:: SUPPLIED MATERIAL

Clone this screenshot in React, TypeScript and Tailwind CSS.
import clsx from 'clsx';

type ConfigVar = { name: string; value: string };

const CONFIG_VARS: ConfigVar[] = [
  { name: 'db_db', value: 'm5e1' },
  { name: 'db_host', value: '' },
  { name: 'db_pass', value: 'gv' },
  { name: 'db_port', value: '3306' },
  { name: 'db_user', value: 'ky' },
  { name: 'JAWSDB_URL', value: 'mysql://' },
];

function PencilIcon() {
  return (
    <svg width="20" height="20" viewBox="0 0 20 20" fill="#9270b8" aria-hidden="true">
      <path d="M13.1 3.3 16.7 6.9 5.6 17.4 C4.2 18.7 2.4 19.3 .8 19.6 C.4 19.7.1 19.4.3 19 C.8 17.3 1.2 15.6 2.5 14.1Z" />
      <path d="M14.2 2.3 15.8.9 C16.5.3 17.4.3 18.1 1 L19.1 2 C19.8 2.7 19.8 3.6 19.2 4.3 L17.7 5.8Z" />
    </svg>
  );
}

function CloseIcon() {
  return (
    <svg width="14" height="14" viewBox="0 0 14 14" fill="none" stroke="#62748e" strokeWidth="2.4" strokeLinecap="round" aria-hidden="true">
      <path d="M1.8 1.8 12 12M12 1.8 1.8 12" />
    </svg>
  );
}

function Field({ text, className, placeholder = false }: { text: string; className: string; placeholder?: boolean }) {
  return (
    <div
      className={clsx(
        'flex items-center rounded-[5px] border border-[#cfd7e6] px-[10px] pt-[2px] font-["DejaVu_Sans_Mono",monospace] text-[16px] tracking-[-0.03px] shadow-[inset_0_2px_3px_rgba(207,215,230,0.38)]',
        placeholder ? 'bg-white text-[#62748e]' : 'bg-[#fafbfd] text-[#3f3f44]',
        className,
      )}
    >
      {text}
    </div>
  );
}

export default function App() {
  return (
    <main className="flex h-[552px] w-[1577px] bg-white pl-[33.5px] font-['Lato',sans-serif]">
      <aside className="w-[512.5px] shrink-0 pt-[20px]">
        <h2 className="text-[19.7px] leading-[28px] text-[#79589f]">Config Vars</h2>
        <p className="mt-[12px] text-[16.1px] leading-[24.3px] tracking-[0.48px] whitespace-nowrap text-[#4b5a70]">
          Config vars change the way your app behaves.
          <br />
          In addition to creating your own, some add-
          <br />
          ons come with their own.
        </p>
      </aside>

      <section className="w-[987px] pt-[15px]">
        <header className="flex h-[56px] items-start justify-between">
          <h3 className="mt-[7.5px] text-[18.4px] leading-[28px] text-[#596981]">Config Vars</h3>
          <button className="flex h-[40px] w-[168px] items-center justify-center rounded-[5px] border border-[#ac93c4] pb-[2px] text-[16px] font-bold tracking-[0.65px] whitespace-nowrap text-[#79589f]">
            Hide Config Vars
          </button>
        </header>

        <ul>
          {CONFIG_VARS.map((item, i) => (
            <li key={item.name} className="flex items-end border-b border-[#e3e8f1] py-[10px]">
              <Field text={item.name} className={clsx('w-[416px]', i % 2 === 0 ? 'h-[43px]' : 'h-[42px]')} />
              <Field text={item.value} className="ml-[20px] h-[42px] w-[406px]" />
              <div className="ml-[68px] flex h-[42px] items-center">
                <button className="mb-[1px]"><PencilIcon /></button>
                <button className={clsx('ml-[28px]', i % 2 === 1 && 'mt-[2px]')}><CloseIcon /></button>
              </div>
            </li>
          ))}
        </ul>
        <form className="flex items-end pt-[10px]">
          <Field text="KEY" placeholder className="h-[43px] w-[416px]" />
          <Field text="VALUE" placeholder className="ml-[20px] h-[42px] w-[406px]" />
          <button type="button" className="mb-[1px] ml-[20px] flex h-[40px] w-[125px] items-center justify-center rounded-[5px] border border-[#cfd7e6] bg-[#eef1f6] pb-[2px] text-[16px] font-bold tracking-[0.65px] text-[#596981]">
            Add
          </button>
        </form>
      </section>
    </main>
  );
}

::::
:: SUPPLIED MATERIAL

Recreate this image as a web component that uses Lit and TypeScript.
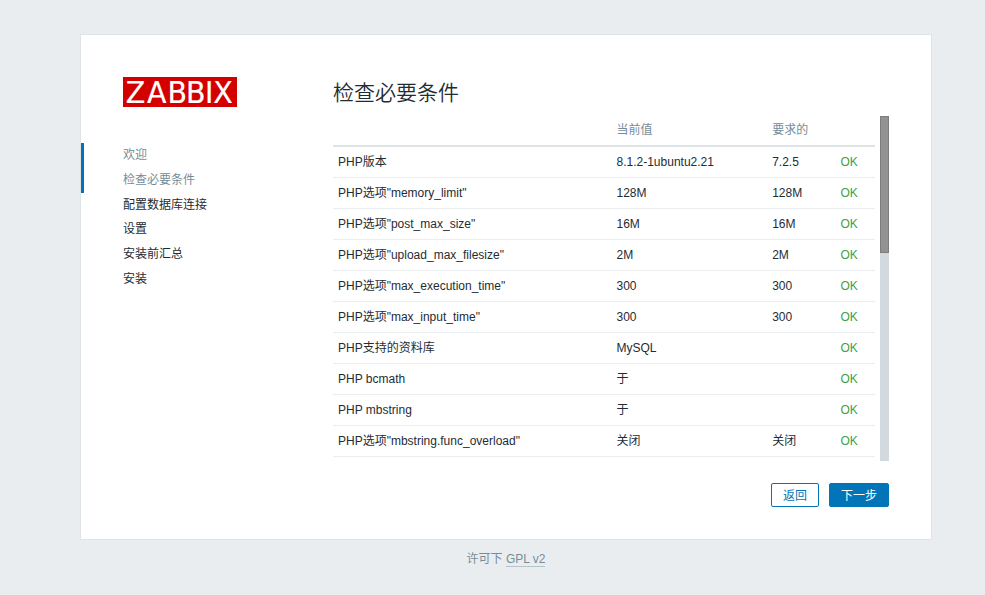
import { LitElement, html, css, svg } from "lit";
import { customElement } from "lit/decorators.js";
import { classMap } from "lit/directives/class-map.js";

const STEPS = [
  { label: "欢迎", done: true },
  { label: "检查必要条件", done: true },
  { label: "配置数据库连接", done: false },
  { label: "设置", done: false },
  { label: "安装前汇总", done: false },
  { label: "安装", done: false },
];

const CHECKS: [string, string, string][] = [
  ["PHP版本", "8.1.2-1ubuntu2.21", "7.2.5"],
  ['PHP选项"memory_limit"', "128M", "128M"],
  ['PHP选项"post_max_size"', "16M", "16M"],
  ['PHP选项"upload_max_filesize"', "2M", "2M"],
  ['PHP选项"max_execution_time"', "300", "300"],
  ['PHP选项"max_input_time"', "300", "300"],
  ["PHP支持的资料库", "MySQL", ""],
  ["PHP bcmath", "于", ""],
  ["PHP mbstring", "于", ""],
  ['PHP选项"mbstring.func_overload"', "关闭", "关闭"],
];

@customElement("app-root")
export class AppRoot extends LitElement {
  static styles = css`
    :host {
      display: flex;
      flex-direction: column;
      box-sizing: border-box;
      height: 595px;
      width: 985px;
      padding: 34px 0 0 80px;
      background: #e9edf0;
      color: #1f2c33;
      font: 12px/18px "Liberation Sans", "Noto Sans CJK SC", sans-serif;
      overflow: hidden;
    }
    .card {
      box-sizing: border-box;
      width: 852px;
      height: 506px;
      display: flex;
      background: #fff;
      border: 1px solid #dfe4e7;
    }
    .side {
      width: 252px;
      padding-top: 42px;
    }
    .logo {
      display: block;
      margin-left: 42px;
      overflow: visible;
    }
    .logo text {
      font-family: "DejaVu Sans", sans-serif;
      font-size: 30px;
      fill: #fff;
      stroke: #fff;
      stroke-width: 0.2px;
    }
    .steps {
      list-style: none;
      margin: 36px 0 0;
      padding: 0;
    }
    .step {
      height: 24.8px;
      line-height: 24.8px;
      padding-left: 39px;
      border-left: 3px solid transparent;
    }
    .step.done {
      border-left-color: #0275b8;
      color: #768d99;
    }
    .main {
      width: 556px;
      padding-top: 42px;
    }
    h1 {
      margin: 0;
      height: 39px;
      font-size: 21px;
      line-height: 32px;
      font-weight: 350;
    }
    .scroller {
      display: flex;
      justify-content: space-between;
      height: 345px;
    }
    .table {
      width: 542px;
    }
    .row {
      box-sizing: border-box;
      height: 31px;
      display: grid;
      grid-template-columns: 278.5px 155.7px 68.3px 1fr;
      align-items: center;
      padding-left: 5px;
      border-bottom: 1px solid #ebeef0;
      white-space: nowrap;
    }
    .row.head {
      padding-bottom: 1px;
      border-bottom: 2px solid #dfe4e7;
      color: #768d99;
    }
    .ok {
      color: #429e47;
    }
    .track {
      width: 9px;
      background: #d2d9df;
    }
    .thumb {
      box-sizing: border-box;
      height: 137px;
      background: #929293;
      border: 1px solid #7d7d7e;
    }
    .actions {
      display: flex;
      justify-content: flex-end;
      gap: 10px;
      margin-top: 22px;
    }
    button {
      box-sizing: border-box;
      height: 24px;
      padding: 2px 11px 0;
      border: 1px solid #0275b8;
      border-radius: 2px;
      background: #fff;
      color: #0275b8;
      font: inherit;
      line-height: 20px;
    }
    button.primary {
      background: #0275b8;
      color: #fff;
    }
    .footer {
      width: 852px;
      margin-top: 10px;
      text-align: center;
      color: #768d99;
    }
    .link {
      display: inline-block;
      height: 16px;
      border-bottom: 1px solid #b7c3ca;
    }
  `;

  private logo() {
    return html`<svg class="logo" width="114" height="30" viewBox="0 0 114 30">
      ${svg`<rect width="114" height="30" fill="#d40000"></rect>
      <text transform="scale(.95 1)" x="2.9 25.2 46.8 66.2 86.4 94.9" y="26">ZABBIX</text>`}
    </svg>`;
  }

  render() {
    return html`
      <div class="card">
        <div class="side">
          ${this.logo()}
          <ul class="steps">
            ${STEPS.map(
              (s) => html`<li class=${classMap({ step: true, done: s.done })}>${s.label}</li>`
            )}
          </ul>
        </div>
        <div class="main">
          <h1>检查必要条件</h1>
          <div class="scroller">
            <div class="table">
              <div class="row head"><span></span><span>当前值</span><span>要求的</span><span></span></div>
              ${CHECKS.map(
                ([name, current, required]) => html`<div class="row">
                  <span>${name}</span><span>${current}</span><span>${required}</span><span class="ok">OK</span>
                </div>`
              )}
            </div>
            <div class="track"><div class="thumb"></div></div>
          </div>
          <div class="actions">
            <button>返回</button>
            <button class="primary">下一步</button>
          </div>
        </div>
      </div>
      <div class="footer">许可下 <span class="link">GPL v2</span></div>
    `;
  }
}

::::

Show every line that contains the word "TypeScript".

> OUTPUT FOR THIS TASK:
Clone this screenshot in React, TypeScript and Tailwind CSS.
Recreate this image as a web component that uses Lit and TypeScript.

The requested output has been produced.